(RECORD LIST)
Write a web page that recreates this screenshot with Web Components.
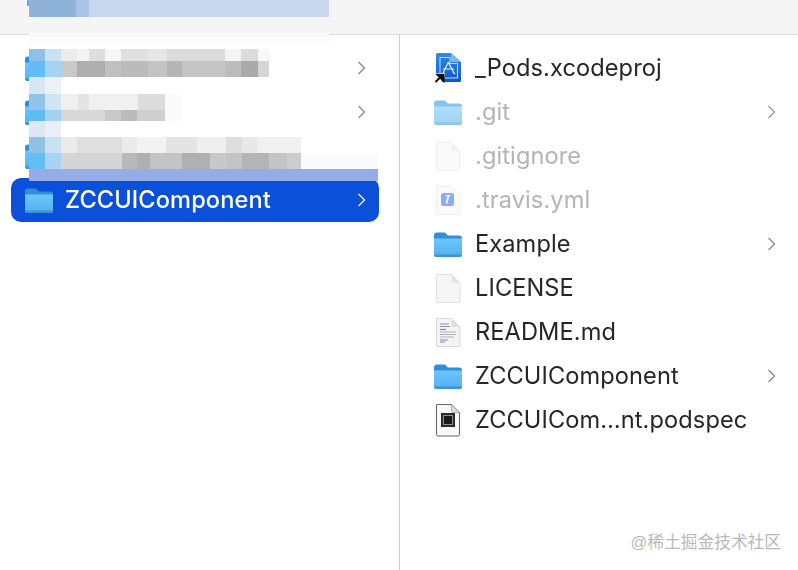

==

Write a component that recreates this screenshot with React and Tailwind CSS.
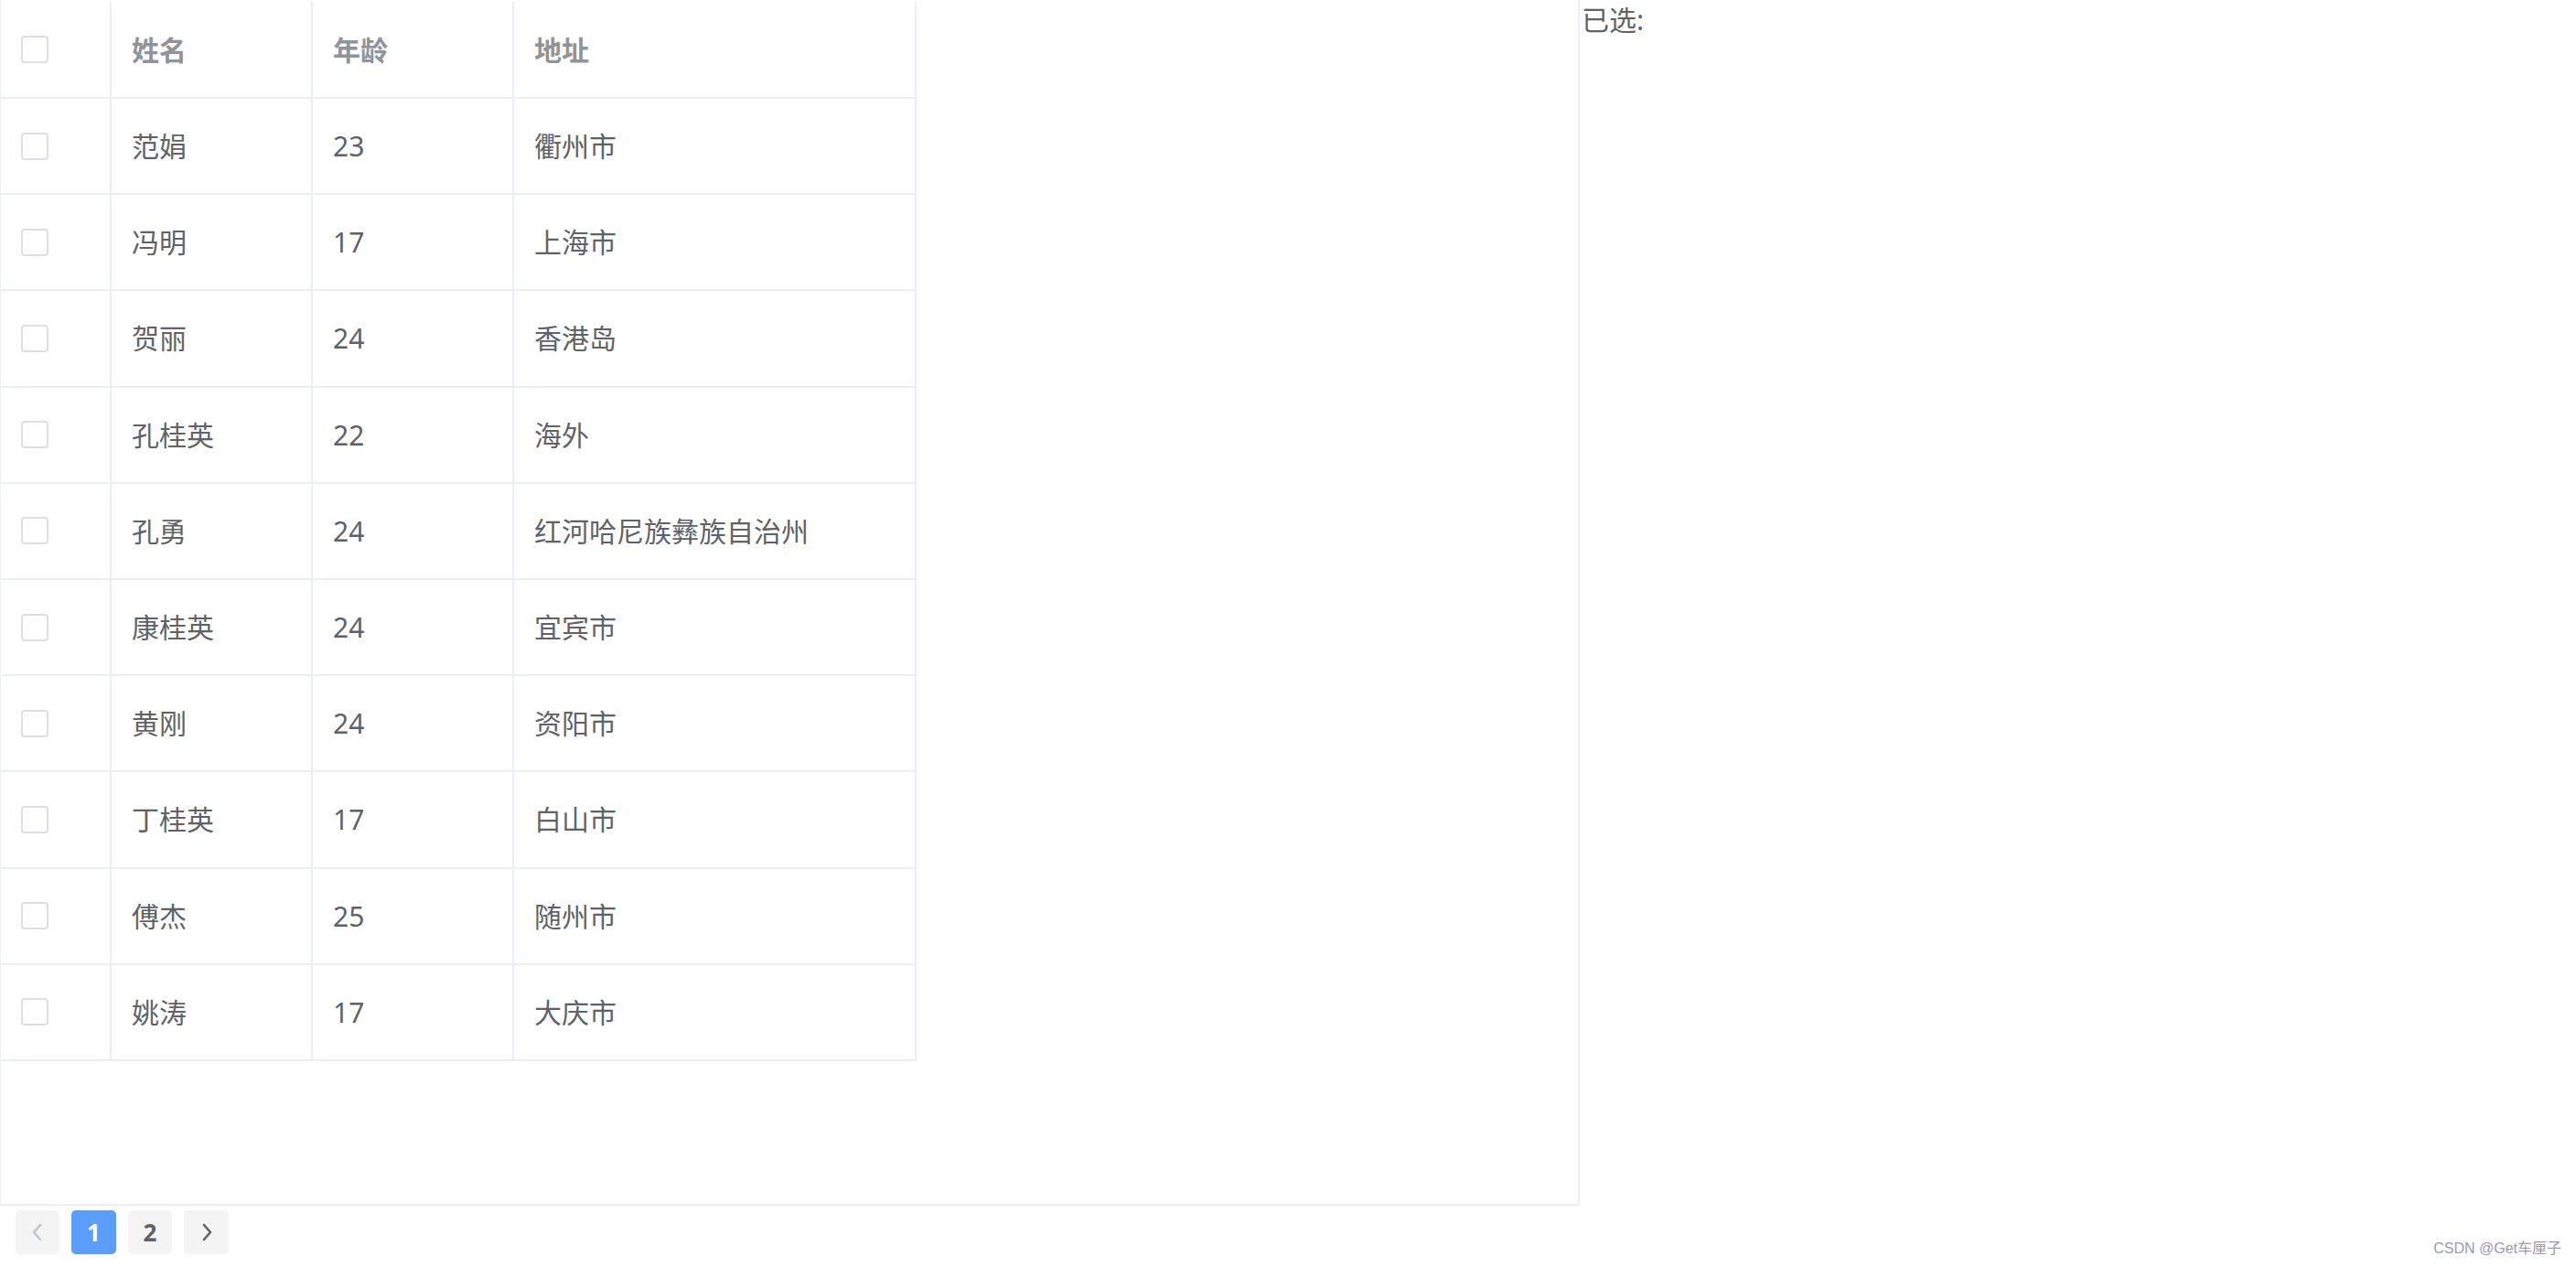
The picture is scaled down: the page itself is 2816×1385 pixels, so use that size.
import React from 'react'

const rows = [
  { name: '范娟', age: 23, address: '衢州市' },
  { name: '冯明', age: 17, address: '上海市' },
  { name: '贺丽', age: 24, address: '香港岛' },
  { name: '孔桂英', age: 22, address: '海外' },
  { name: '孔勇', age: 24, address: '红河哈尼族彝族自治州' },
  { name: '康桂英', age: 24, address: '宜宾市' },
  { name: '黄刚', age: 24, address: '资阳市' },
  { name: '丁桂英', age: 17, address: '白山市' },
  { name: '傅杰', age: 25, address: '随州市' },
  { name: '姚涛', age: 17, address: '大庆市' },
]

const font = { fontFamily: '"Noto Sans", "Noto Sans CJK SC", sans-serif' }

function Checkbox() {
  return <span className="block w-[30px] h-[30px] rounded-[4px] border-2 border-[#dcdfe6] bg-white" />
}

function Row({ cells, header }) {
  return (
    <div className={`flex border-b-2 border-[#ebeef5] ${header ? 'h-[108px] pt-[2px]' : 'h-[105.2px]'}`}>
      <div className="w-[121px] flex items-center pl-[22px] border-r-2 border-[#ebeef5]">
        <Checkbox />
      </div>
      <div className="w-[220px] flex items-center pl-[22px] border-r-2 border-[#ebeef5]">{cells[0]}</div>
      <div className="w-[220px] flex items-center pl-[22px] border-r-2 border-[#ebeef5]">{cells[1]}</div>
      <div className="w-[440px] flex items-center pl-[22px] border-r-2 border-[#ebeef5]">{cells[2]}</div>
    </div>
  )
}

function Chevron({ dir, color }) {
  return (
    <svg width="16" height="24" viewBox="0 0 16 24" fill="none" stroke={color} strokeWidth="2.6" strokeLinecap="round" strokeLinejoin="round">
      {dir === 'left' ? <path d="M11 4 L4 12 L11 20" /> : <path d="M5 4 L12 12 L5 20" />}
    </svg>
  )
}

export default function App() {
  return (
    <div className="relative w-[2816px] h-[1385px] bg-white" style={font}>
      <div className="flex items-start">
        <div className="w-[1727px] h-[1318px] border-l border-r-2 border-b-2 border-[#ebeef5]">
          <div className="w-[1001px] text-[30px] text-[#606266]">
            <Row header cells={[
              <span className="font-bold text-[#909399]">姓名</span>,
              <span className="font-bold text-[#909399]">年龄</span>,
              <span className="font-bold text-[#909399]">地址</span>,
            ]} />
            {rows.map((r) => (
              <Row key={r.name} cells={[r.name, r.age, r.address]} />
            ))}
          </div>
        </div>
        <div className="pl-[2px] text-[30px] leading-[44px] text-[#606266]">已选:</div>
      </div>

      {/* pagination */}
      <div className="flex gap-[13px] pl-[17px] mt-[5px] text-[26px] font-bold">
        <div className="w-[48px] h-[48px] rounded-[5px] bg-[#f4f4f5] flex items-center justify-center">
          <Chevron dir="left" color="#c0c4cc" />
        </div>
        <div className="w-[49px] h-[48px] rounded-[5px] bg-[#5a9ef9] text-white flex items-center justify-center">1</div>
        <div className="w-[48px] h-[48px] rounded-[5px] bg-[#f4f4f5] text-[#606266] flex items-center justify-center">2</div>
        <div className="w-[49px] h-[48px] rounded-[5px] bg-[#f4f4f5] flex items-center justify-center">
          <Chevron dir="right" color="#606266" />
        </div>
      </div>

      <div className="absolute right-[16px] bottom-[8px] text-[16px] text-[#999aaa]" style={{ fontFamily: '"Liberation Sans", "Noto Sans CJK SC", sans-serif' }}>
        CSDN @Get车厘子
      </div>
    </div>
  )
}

(TASK PROMPT) The lines to transcribe begin at the line with "The picture is" and end at the line with "import React from 'react'"; copy them exactly, both ends included.

(EXERCISE RESULT)
The picture is scaled down: the page itself is 2816×1385 pixels, so use that size.
import React from 'react'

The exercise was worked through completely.